Bei unserer Annahme, dass eine sehr, sehr intensive Betreuung in Zukunft stattfinden wird, wird es dennoch Personen geben, aber nur einen sehr kleinen Kreis, die den Weg auf den ersten Arbeitsmarkt nicht schaffen werden. Das müssen wir zur Kenntnis nehmen, das müssen wir akzeptieren. Nach zehn Jahren Hartz IV wissen wir, dass es diesen harten Kern von Menschen geben wird mit mehrfachen Vermittlungshemmnissen, und diesen Menschen müssen wir auch eine Option anbieten und die heißt sozialer Arbeitsmarkt. Die heißt sozialversicherungspflichtige Beschäftigung, möglichst im privaten Arbeitsmarkt bei hundertprozentiger Lohnkostensubventionierung für die Unternehmen, die diese Menschen einstellen.
Das ist eine flankierende Maßnahme im Rahmen einer Vollbeschäftigungsstrategie.
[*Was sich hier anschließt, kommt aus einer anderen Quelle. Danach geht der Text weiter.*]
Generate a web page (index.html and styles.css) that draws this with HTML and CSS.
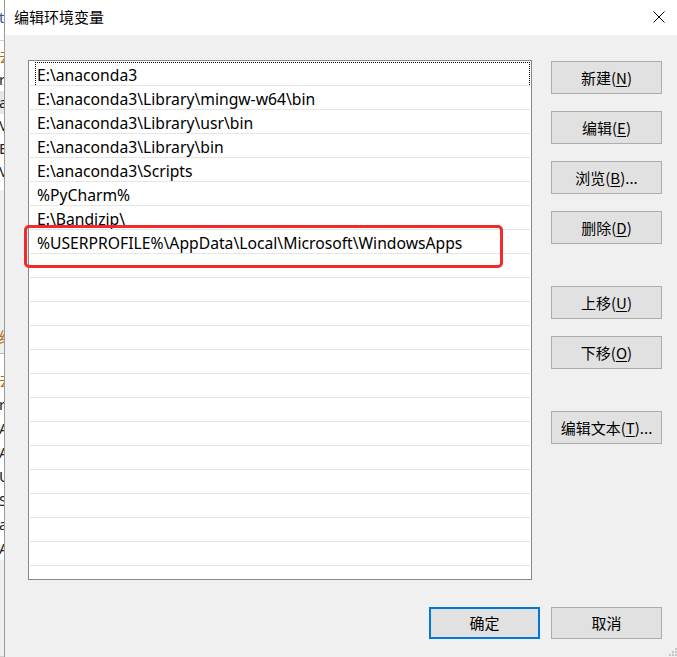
FILE: index.html
```html
<!DOCTYPE html>
<html lang="zh-CN">
<head>
<meta charset="utf-8">
<title>编辑环境变量</title>
<link rel="stylesheet" href="styles.css">
</head>
<body>
<div class="screen">
  <div class="bgwin">
    <div class="bgsec sec1"><div class="frag blue">t</div></div>
    <div class="bgsec sec2">
      <div class="frag orange">去</div>
      <div class="frag">r</div>
      <div class="frag band">a</div>
      <div class="frag">V</div>
      <div class="frag">E</div>
      <div class="frag">V</div>
    </div>
    <div class="bgsec sec3"><div class="frag orange">级</div></div>
    <div class="bgsec sec4">
      <div class="frag orange">去</div>
      <div class="frag">r</div>
      <div class="frag">A</div>
      <div class="frag">A</div>
      <div class="frag">U</div>
      <div class="frag">S</div>
      <div class="frag">a</div>
      <div class="frag">A</div>
    </div>
    <div class="bgsec sec5"></div>
  </div>

  <div class="dialog">
    <div class="titlebar">
      <span class="title">编辑环境变量</span>
      <span class="close">
        <svg width="12" height="12" viewBox="0 0 12 12"><path d="M0.5 0.5 L11.5 11.5 M11.5 0.5 L0.5 11.5" stroke="#000" stroke-width="1" fill="none"/></svg>
      </span>
    </div>
    <div class="body">
      <div class="main">
        <div class="listwrap">
          <div class="list">
            <div class="row focus">E:\anaconda3</div>
            <div class="row">E:\anaconda3\Library\mingw-w64\bin</div>
            <div class="row">E:\anaconda3\Library\usr\bin</div>
            <div class="row">E:\anaconda3\Library\bin</div>
            <div class="row">E:\anaconda3\Scripts</div>
            <div class="row">%PyCharm%</div>
            <div class="row">E:\Bandizip\</div>
            <div class="row">%USERPROFILE%\AppData\Local\Microsoft\WindowsApps</div>
            <div class="row"></div>
            <div class="row"></div>
            <div class="row"></div>
            <div class="row"></div>
            <div class="row"></div>
            <div class="row"></div>
            <div class="row"></div>
            <div class="row"></div>
            <div class="row"></div>
            <div class="row"></div>
            <div class="row"></div>
            <div class="row"></div>
            <div class="row"></div>
            <div class="row"></div>
          </div>
          <div class="mark"></div>
        </div>
        <div class="side">
          <div class="group">
            <button class="btn">新建(<u>N</u>)</button>
            <button class="btn">编辑(<u>E</u>)</button>
            <button class="btn">浏览(<u>B</u>)...</button>
            <button class="btn">删除(<u>D</u>)</button>
          </div>
          <div class="group gap-big">
            <button class="btn">上移(<u>U</u>)</button>
            <button class="btn">下移(<u>O</u>)</button>
          </div>
          <div class="group gap-big">
            <button class="btn">编辑文本(<u>T</u>)...</button>
          </div>
        </div>
      </div>
      <div class="footer">
        <button class="btn primary">确定</button>
        <button class="btn">取消</button>
      </div>
    </div>
    <span class="grip">
      <svg width="10" height="10" viewBox="0 0 10 10">
        <rect x="8" y="1" width="2" height="2" fill="#c4c4c4"/>
        <rect x="5" y="4" width="2" height="2" fill="#c4c4c4"/>
        <rect x="8" y="4" width="2" height="2" fill="#c4c4c4"/>
        <rect x="2" y="7" width="2" height="2" fill="#c4c4c4"/>
        <rect x="5" y="7" width="2" height="2" fill="#c4c4c4"/>
        <rect x="8" y="7" width="2" height="2" fill="#c4c4c4"/>
      </svg>
    </span>
  </div>
</div>
</body>
</html>
```

FILE: styles.css
```css
* { box-sizing: border-box; }
html, body { margin: 0; padding: 0; }
body {
  width: 677px;
  height: 657px;
  overflow: hidden;
  background: #f0f0f0;
  font-family: "Noto Sans", "Noto Sans CJK SC", sans-serif;
  color: #000;
}
.screen { display: flex; height: 657px; }

/* background window edge */
.bgwin {
  width: 4px;
  flex: none;
  overflow: hidden;
  display: flex;
  flex-direction: column;
  background: #fff;
  font-size: 15px;
  white-space: nowrap;
}
.bgsec { overflow: hidden; flex: none; }
.frag { height: 23px; line-height: 23px; margin-left: -1px; color: #222; }
.frag.blue { color: #2a5a9a; }
.frag.orange { color: #b56a1a; }
.frag.band { background: #e6e6e6; }
.sec1 { height: 41px; padding-top: 6px; border-bottom: 1px solid #cfcfcf; }
.sec2 { height: 149px; padding-top: 4px; }
.sec3 { height: 164px; background: #f0f0f0; padding-top: 136px; border-bottom: 1px solid #b8b8b8; }
.sec4 { height: 206px; padding-top: 14px; }
.sec4 .frag { height: 24px; line-height: 24px; }
.sec5 { flex: 1; background: #f0f0f0; border-bottom: 1px solid #cfcfcf; height: 83px; }

/* dialog */
.dialog {
  flex: 1;
  display: flex;
  flex-direction: column;
  border-left: 1px solid #9a9a9a;
  position: relative;
}
.titlebar {
  height: 35px;
  flex: none;
  background: #fff;
  display: flex;
  align-items: center;
  justify-content: space-between;
  padding: 0 12px 2px 9px;
}
.title {
  font-family: "Noto Sans CJK SC", sans-serif;
  font-size: 15px;
  line-height: 20px;
}
.close { display: flex; width: 12px; height: 12px; }

.body {
  flex: 1;
  background: #f0f0f0;
  padding: 25px 15px 0 23px;
}
.main { display: flex; gap: 19px; }

.listwrap {
  position: relative;
  width: 504px;
  height: 520px;
  flex: none;
}
.list {
  width: 504px;
  height: 520px;
  border: 1px solid #828790;
  background: #fff;
  padding: 1px 1px 0 1px;
  overflow: hidden;
}
.row {
  position: relative;
  height: 24px;
  border-bottom: 1px solid #e6e6e6;
  padding: 3px 0 0 7px;
  font-family: "Noto Sans", sans-serif;
  font-size: 15.7px;
  line-height: 20px;
  white-space: nowrap;
}
.row.focus::after {
  content: "";
  position: absolute;
  left: 5px;
  top: 0;
  right: 0;
  height: 22px;
  border: 1px dotted #000;
  border-bottom: none;
}
.mark {
  position: absolute;
  left: -4px;
  top: 165px;
  width: 479px;
  height: 43px;
  border: 3px solid #f12b2b;
  border-radius: 5px;
  pointer-events: none;
}

.side {
  width: 111px;
  flex: none;
  padding-top: 1px;
  display: flex;
  flex-direction: column;
}
.group { display: flex; flex-direction: column; gap: 17px; }
.gap-big { margin-top: 42px; }

.btn {
  width: 111px;
  height: 33px;
  margin: 0;
  padding: 0;
  background: #e1e1e1;
  border: 1px solid #adadad;
  font-family: "Noto Sans CJK SC", sans-serif;
  font-size: 15px;
  line-height: 20px;
  color: #000;
  text-align: center;
}
.btn u { text-underline-offset: 2px; }

.footer {
  display: flex;
  justify-content: flex-end;
  gap: 11px;
  margin-top: 27px;
}
.footer .btn { height: 32px; }
.btn.primary { border: 2px solid #0078d7; }

.grip {
  position: absolute;
  right: 0;
  bottom: 0;
  width: 10px;
  height: 10px;
  display: flex;
}
```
Vollbeschäftigung ist ein realistisches Ziel. Dazu ist vieles notwendig wie beispielsweise mehr Arbeitsanreize für Frauen, für Ältere, ein Einwanderungsgesetz, um auch Migranten aus nicht EU-Staaten anzuziehen, Migranten mit Qualifikation, was uns bisher noch kaum gelingt. Dazu gehört aber auch als flankierende Maßnahme ein sozialer Arbeitsmarkt, um hier auch den Verlierern, den wenigen Verlierern eines Strukturwandels eine Option zu ermöglichen, am Arbeitsleben teilzunehmen.
"Vollbeschäftigung ist keine Fata Morgana"
Becker: Und diese Aussicht auf Vollbeschäftigung, das noch mal nachgefragt, das halten Sie nicht für eine Fata Morgana, sondern tatsächlich für möglich?
Spermann: Vollbeschäftigung ist keine Fata Morgana, aber sie kommt nicht von alleine.